#TREAD
1062 messages · Page 2 of 2 (latest)
I mean it's kind of based on how much data to read back
I think you could essentially have a write read loop entirely separated from the bevy stuff
clone a RenderDevice over
The problem is really determinism
I still haven't figured that out
Gpus don't have strict atomics ordering so you almost have to bake in an ordering for them like position from in atomicMax
well some do, more modern ones
This weekend I did fix a lot of my mesh allocating issues though
Down to like 5-10ms for large amounts of changes from like 60ms lol
learned a little bit of the pipeline for bevy too
I was also thinking that meshlet generation might be faster with surface nets but I'm not entirely sure on that
I need to implement vertex pulling still, prob get down from 8 bytes to 5-6 per vertex
What if I do almost entirely gpu driven stuff though hehehe
surface nets on the gpu
I'd have to figure out how to compress that much further though
still you have to deal with networking going through the CPU and also sometimes your GPU handle explodes and you have to recover from it so you better keep a copy of the state on the CPU
Ya, I'd probably have to keep more of the uncompressed version on the cpu anyways for stuff like physics and such
I think making it entirely gpu driven is probably more ideal, I could add a lot more entirely graphical effects directly off the sim
or temp/pressure/lighting/audio/physics pushing all processed there
just have to keep the readback small enough for what's important latency wise like audio or physics gen
lighting is whatever and I'm unsure how voxel light maps would work anyways
now do physics on the gpu
fair lmao
I know a bit about the process but I have no idea how you'd realistically do gpu physics
Seems like a lot of steps
I think the initial steps here are moving surface nets over to the gpu, then the sim prob
surface nets should give me a good overview of how to do compaction/outputs/etc
plus save me gpu bandwidth and cpu (it's by far the most taxing thing still)

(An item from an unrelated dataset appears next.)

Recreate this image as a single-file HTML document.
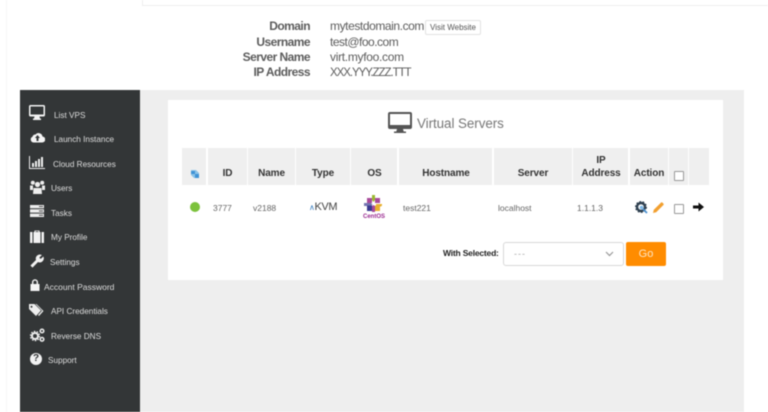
<!DOCTYPE html>
<html><head><meta charset="utf-8">
<style>
html,body{margin:0;padding:0;background:#fff}
#p{position:relative;width:768px;height:412px;overflow:hidden;background:#fff;font-family:"Liberation Sans",sans-serif;filter:blur(.5px)}
.a{position:absolute;white-space:nowrap}
.lb{font-size:12px;font-weight:bold;color:#5c5c5c;text-align:right;right:458px;line-height:14px;letter-spacing:-.55px}
.v{font-size:12px;color:#5c5c5c;left:330px;line-height:14px}
.m{color:#ddd;font-size:8.2px;line-height:12px;font-weight:normal;margin-top:1px}
.i{position:absolute}
.th{position:absolute;top:148px;height:37px;background:#efefef}
.h{font-size:10px;font-weight:bold;color:#333;text-align:center;line-height:13px;position:absolute;letter-spacing:-.1px}
.c{font-size:8.5px;color:#666;line-height:12px}
.cb{position:absolute;width:8px;height:8px;border:1px solid #999;background:#fff;border-radius:1px}
</style></head><body><div id="p">
<div class="a" style="left:6px;top:0;width:1px;height:412px;background:#f6f6f6"></div>
<div class="a" style="left:142px;top:0;width:626px;height:5px;border-left:1px solid #eee;border-bottom:1px solid #eee"></div>

<div class="a lb" style="top:19px">Domain</div>
<div class="a lb" style="top:35px">Username</div>
<div class="a lb" style="top:50px">Server Name</div>
<div class="a lb" style="top:65px">IP Address</div>
<div class="a v" style="top:19px;letter-spacing:-.42px">mytestdomain.com</div>
<div class="a" style="left:425px;top:20px;width:54px;height:13px;border:1px solid #e2e2e2;border-radius:2px;font-size:8px;line-height:14px;text-align:center;color:#555;background:#fff">Visit Website</div>
<div class="a v" style="top:35px;letter-spacing:-.5px">test@foo.com</div>
<div class="a v" style="top:50px;letter-spacing:-.3px">virt.myfoo.com</div>
<div class="a v" style="top:66px;font-size:11.5px;letter-spacing:-1.05px">XXX.YYY.ZZZ.TTT</div>

<div class="a" style="left:140px;top:90px;width:604px;height:322px;background:#eeeeee"></div>
<div class="a" style="left:20px;top:90px;width:120px;height:322px;background:#333637"></div>

<!-- sidebar -->
<svg class="i" style="left:29px;top:105px" width="16" height="15" viewBox="0 0 16 15"><path d="M1.500 0h13A1.500 1.500 0 0 1 16 1.500V10a1.500 1.500 0 0 1-1.500 1.500h-4l.5 2H12V15H4v-1.500h1l.5-2h-4A1.500 1.500 0 0 1 0 10V1.500A1.500 1.500 0 0 1 1.500 0zM1.500 1.500V9.500h13V1.500z" fill="#f2f2f2" fill-rule="evenodd"/></svg>
<div class="a m" style="left:54px;top:109px">List VPS</div>
<svg class="i" style="left:30px;top:131px" width="15" height="12" viewBox="0 0 15 12"><path d="M3.500 11.500A3 3 0 0 1 2.500 5.800 3 3 0 0 1 5.500 3.500 4 4 0 0 1 12.500 5.500 3 3 0 0 1 12 11.500z" fill="#f5f5f5"/><path d="M7.500 4L5 7h1.500v3h2V7H10z" fill="#333637"/></svg>
<div class="a m" style="left:54px;top:133px">Launch Instance</div>
<svg class="i" style="left:29px;top:156px" width="16" height="13" viewBox="0 0 16 13"><path d="M0 0h1v12h15v1H0z" fill="#eee"/><path d="M3 7h2v4H3zM6 5h2v6H6zM9 3h2v8H9zM12 1h2v10h-2z" fill="#eee"/></svg>
<div class="a m" style="left:53px;top:158px">Cloud Resources</div>
<svg class="i" style="left:30px;top:180px" width="15" height="14" viewBox="0 0 15 14"><circle cx="7.500" cy="4.500" r="2.600" fill="#eee"/><circle cx="2.800" cy="2.800" r="2" fill="#eee"/><circle cx="12.200" cy="2.800" r="2" fill="#eee"/><path d="M3.500 8h8l.5 6H3z" fill="#eee"/><path d="M0 5.500h3V10H0zM12 5.500h3V10h-3z" fill="#eee"/></svg>
<div class="a m" style="left:51px;top:182px">Users</div>
<svg class="i" style="left:30px;top:205px" width="14" height="12" viewBox="0 0 14 12"><path d="M0 0h14v3.300H0zM0 4.300h14v3.300H0zM0 8.600h14V12H0z" fill="#eee"/><path d="M9 1h4v1H9zM9 5.500h4v1H9zM9 9.800h4v1H9z" fill="#555"/></svg>
<div class="a m" style="left:51px;top:207px">Tasks</div>
<svg class="i" style="left:30px;top:230px" width="14" height="13" viewBox="0 0 14 13"><path d="M4.500 2V.5h5V2H14v11H0V2zM5.500 1.300V2h3v-.7z" fill="#f2f2f2" fill-rule="evenodd"/><path d="M2.500 2h1v11h-1zM10.500 2h1v11h-1z" fill="#333637"/></svg>
<div class="a m" style="left:51px;top:231px">My Profile</div>
<svg class="i" style="left:30px;top:254px" width="14" height="14" viewBox="0 0 14 14"><path d="M1 11.500L6.500 6A3.600 3.600 0 0 1 11.200 1.200L9 3.200l.5 1.500 1.500.5 2.200-2A3.600 3.600 0 0 1 8 7.500L2.500 13z" fill="#f2f2f2" stroke="#f2f2f2" stroke-width=".8"/></svg>
<div class="a m" style="left:50px;top:256px">Settings</div>
<svg class="i" style="left:30px;top:279px" width="10" height="12" viewBox="0 0 10 12"><path d="M2 5V3.200a3 3 0 0 1 6 0V5h1.500v7H.5V5zM3.400 5h3.200V3.200a1.600 1.600 0 0 0-3.200 0z" fill="#f5f5f5" fill-rule="evenodd"/></svg>
<div class="a m" style="left:44px;top:280px;font-size:8.5px">Account Password</div>
<svg class="i" style="left:29px;top:304px" width="15" height="13" viewBox="0 0 15 13"><path d="M0 0h5.500L12 6.500 7 12 0 5zM2.500 1.700a1 1 0 1 0 .01 0z" fill="#eee" fill-rule="evenodd"/><path d="M7.500 0L14.500 7 10 12 9 11 13 6.800 6.500 0z" fill="#eee"/></svg>
<div class="a m" style="left:51px;top:305px">API Credentials</div>
<svg class="i" style="left:30px;top:328px" width="15" height="14" viewBox="0 0 15 14"><circle cx="5" cy="8" r="3" fill="none" stroke="#eee" stroke-width="2"/><circle cx="5" cy="8" r="4.600" fill="none" stroke="#eee" stroke-width="1.200" stroke-dasharray="1.600 1.300"/><circle cx="12" cy="3" r="1.800" fill="none" stroke="#eee" stroke-width="1.500"/><circle cx="12" cy="11.300" r="1.800" fill="none" stroke="#eee" stroke-width="1.500"/></svg>
<div class="a m" style="left:51px;top:330px">Reverse DNS</div>
<div class="a" style="left:30px;top:353px;width:12px;height:12px;border-radius:50%;background:#f2f2f2;color:#333637;font-size:10px;font-weight:bold;line-height:12px;text-align:center">?</div>
<div class="a m" style="left:48px;top:354px">Support</div>

<!-- panel -->
<div class="a" style="left:168px;top:100px;width:555px;height:180px;background:#fff"></div>
<svg class="i" style="left:388px;top:112px" width="24" height="21" viewBox="0 0 24 21"><path d="M2 0h20a2 2 0 0 1 2 2v13a2 2 0 0 1-2 2h-7l.7 2.500H18V21H6v-1.500h2.300L9 17H2a2 2 0 0 1-2-2V2a2 2 0 0 1 2-2zM2 2v11h20V2z" fill="#555" fill-rule="evenodd"/></svg>
<div class="a" style="left:417px;top:115px;font-size:13.4px;line-height:17px;color:#777;letter-spacing:-.05px">Virtual Servers</div>

<!-- table header -->
<div class="th" style="left:182px;width:24px"></div>
<div class="th" style="left:208px;width:39px"></div>
<div class="th" style="left:248px;width:47px"></div>
<div class="th" style="left:296px;width:54px"></div>
<div class="th" style="left:351px;width:46px"></div>
<div class="th" style="left:399px;width:93px"></div>
<div class="th" style="left:494px;width:78px"></div>
<div class="th" style="left:573px;width:55px"></div>
<div class="th" style="left:630px;width:38px"></div>
<div class="th" style="left:669px;width:19px"></div>
<div class="th" style="left:689px;width:20px"></div>

<svg class="i" style="left:190px;top:169px" width="10" height="10" viewBox="0 0 10 10"><path d="M1 1h5l3 3v5H4L1 6z" fill="#8cc3e8"/><path d="M1 2h4v3H1zM5 5h4v4H5z" fill="#3f93d6"/></svg>
<div class="h" style="left:207px;width:41px;top:167px">ID</div>
<div class="h" style="left:248px;width:47px;top:167px">Name</div>
<div class="h" style="left:296px;width:54px;top:167px">Type</div>
<div class="h" style="left:351px;width:47px;top:167px">OS</div>
<div class="h" style="left:399px;width:94px;top:167px">Hostname</div>
<div class="h" style="left:494px;width:78px;top:167px">Server</div>
<div class="h" style="left:573px;width:56px;top:154px">IP<br>Address</div>
<div class="h" style="left:630px;width:38px;top:167px">Action</div>
<div class="cb" style="left:674px;top:171px"></div>

<!-- row -->
<div class="a" style="left:190px;top:202px;width:10px;height:10px;border-radius:50%;background:#7cc23c"></div>
<div class="a c" style="left:213px;top:202px">3777</div>
<div class="a c" style="left:253px;top:202px">v2188</div>
<div class="a" style="left:309px;top:200px;font-size:11px;line-height:14px;color:#444;letter-spacing:-.4px"><span style="color:#3a7fc0;font-size:8px">∧</span>KVM</div>
<svg class="i" style="left:364px;top:195px" width="20" height="18" viewBox="0 0 20 18"><path d="M8 0h3v5L9.500 7 8 5z" fill="#9ab830"/><path d="M11 3h5v5h-5z" fill="#a84a9a"/><path d="M12 9h6v1.500l-1 1h-5z" fill="#e8b030"/><path d="M11 10.500h5V16h-5z" fill="#e8b030"/><path d="M3 3h5v5H3z" fill="#a84a9a"/><path d="M3 10.500h5V16H3z" fill="#3a3a90"/><path d="M0 8h7l1.500 1.500L7 11H0z" fill="#3a3a90" opacity=".7"/><path d="M8 11l1.500-1 1.500 1v6H8z" fill="#a84a9a"/></svg>
<div class="a" style="left:363px;top:214px;font-size:6px;font-weight:bold;line-height:7px;color:#9a2a90">CentOS</div>
<div class="a c" style="left:403px;top:202px">test221</div>
<div class="a c" style="left:498px;top:202px">localhost</div>
<div class="a c" style="left:577px;top:202px">1.1.1.3</div>
<svg class="i" style="left:635px;top:201px" width="13" height="13" viewBox="0 0 13 13"><circle cx="6" cy="6" r="4" fill="none" stroke="#2f4050" stroke-width="2.400"/><circle cx="6" cy="6" r="5.300" fill="none" stroke="#2f4050" stroke-width="1.300" stroke-dasharray="1.800 1.500"/><path d="M8 8l4 4" stroke="#4a90d0" stroke-width="1.800"/><circle cx="6.500" cy="6.500" r="1.800" fill="#7db8e8"/></svg>
<svg class="i" style="left:653px;top:202px" width="11" height="11" viewBox="0 0 11 11"><path d="M0 11l.8-3.200L8 .6a1 1 0 0 1 1.400 0l1 1a1 1 0 0 1 0 1.400L3.200 10.200z" fill="#f2a030"/></svg>
<div class="cb" style="left:674px;top:204px"></div>
<svg class="i" style="left:693px;top:202px" width="11" height="10" viewBox="0 0 11 10"><path d="M0 3.500h5.500V.5L11 5 5.500 9.500v-3H0z" fill="#111"/></svg>

<!-- bottom form -->
<div class="a" style="left:443px;top:248px;font-size:8.5px;font-weight:bold;line-height:11px;color:#222;letter-spacing:-.2px">With Selected:</div>
<div class="a" style="left:503px;top:242px;width:119px;height:22px;border:1px solid #d8d8d8;border-radius:3px;background:#fff"></div>
<div class="a" style="left:514px;top:248px;font-size:9px;line-height:12px;color:#aaa;letter-spacing:1px">---</div>
<svg class="i" style="left:605px;top:251px" width="9" height="6" viewBox="0 0 9 6"><path d="M1 1l3.500 3.500L8 1" fill="none" stroke="#999" stroke-width="1.200"/></svg>
<div class="a" style="left:626px;top:242px;width:40px;height:24px;border-radius:2px;background:#ff8c00;color:#ffe6c4;font-size:11px;line-height:25px;text-align:center">Go</div>
</div></body></html>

Sending a paletted input to mesh is gonna be like 1/16th the size of a majority of my meshes rn lol and it scales better to the worst case
right now with lots of edits I can get a bunch of 100kb meshes to send over which might be even just 512 bytes if paletted
alright time to try some gpu falling sands
gonna need to think about this a good bit tbh, determinism adds a brutal constraint to a lot of this
atomicMax/Min seem like the only real way to do determinism without margolus neighborhoods
27 pass block CA might be cool
or maybe 18 pass if I could figure out a tiling for that
ok fuck it I'm gonna do the simplest thing imaginable: 2x2x2 margolus neighborhoods, no atomics and see how it looks
for later at least, this is deterministic + simple so shrug
either that or we need like different passes per cell type, which might be worthwhile tbh?

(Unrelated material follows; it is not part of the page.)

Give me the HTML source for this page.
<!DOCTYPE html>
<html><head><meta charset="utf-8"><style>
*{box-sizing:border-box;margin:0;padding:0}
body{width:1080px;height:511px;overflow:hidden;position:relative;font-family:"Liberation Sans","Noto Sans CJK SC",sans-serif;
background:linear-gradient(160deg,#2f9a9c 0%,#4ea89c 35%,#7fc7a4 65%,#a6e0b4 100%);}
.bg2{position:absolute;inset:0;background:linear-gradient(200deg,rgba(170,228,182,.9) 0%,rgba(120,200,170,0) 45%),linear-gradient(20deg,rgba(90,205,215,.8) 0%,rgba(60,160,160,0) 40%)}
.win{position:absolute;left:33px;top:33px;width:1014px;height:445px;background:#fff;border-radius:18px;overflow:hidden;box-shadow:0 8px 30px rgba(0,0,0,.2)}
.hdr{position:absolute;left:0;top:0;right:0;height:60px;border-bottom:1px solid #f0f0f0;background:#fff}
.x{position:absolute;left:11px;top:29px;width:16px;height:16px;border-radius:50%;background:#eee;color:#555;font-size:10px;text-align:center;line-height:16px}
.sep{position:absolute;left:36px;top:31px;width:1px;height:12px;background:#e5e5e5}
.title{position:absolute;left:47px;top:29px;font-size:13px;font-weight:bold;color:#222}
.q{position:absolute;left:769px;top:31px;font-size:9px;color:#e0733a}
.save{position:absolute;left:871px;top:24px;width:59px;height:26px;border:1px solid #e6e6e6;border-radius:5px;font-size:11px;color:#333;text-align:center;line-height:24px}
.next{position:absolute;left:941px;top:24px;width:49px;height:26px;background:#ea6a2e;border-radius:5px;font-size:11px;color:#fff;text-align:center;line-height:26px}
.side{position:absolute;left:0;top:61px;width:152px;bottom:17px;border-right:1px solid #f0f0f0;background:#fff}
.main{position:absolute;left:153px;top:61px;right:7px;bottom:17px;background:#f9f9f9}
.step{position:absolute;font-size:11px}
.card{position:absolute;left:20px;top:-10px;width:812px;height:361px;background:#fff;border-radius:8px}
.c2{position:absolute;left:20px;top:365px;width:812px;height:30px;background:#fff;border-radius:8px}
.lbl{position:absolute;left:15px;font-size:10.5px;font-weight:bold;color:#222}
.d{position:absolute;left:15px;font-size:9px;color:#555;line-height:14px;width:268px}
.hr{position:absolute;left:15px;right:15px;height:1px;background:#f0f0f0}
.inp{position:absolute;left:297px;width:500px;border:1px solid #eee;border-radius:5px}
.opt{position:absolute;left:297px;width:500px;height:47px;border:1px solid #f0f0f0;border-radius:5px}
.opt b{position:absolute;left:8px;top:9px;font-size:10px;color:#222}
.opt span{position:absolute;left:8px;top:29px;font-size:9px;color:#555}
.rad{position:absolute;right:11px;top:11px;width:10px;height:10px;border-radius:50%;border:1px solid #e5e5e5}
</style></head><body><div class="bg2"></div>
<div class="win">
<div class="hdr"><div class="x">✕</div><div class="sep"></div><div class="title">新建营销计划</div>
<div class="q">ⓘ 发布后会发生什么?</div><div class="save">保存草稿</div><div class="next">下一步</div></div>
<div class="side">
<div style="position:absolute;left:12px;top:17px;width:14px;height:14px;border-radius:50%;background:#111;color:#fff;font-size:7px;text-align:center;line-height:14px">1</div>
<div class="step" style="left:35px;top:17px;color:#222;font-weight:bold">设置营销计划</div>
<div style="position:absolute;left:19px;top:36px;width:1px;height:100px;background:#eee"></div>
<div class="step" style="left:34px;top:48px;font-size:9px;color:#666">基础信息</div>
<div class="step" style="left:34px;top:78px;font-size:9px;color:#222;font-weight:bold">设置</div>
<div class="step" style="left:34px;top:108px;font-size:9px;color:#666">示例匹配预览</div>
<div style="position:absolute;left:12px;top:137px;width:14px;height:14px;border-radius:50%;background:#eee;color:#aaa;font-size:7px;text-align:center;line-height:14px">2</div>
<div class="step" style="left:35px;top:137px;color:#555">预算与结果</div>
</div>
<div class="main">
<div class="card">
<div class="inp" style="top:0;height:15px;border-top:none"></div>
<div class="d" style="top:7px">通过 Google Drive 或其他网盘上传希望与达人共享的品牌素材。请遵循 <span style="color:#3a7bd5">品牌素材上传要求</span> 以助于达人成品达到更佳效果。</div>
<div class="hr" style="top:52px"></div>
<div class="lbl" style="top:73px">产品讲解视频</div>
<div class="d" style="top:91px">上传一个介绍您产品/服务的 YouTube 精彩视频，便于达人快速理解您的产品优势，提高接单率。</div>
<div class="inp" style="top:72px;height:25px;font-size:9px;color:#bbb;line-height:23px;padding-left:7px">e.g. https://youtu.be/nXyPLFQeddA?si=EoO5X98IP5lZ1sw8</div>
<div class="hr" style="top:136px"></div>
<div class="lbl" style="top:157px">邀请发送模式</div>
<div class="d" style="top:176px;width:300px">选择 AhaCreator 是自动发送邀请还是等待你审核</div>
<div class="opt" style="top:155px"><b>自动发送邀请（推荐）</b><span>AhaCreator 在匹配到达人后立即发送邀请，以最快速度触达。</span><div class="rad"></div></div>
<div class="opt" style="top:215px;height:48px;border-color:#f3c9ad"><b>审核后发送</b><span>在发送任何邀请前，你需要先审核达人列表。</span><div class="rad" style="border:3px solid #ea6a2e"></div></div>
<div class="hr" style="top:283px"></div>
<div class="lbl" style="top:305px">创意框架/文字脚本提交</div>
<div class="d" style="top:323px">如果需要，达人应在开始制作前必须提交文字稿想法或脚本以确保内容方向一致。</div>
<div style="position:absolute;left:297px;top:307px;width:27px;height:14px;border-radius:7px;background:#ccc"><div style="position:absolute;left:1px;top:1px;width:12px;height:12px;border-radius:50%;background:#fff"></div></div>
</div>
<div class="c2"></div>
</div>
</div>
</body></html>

powder pass, liquid pass, gas pass, interaction pass
TODO:
- [ ] GPU surface nets?
- [ ] GPU simplistic CA?
- [ ] Morphological operators on voxels (varying filter size, 3x3x3, 5x5x5, etc.) for erosion/dilation/whatever
- [ ] Jackdaw integration for level editor? I'd like to be able to make buildings out of voxels in the same way it lets you build boxes... maybe I just sample the boxes for intersection or something based on what the jackdaw scene files are?
what if I did morphological sampling only vertically for my surface nets?
if I changed my ordering to XZY or something so Y is the finest stride in my arrays, shouldnt be any additional cache misses + I get less flickering from meshes of falling voxels + less strain on my meshing since its more likely to not have a surface there in non lod 0 cases
xz sampling would be too expensive I think for little gain
y ordering might also enable optimizations for falling specifically
swapping all of this over to Y ordering seems like a pain though
I guess its just inputs + outputs really but yeah
or i guess really just mesh outputs? if i dont give a shit about my current maps
ykno I could also just dilate the sampling
if the sampling above and below is X and the middle is air, just count the middle as X
smoother looking result less flickering less verts less processing
ok plan for this weekend:
- scratch the gpu stuff, its fine as is for now shouldn't get distracted from making an actual game
- move to xzy or zxy ordering, important part is the y axis is the finest stride in the arrays
- get the "morphological" stuff working for sampling for just the y direction
- maybe try a dilation or morphological "closing?" as well after we sample just vertically as well.
I should update the stuff on the first post of this, make it look cooler lol
I got xzy ordering on a branch, unsure of whether I'm gonna move forward with it after thinking about maybe just doing a morphological average-ish thing with representative sampling
Looks awesome! Any idea how you can optimize your frametime?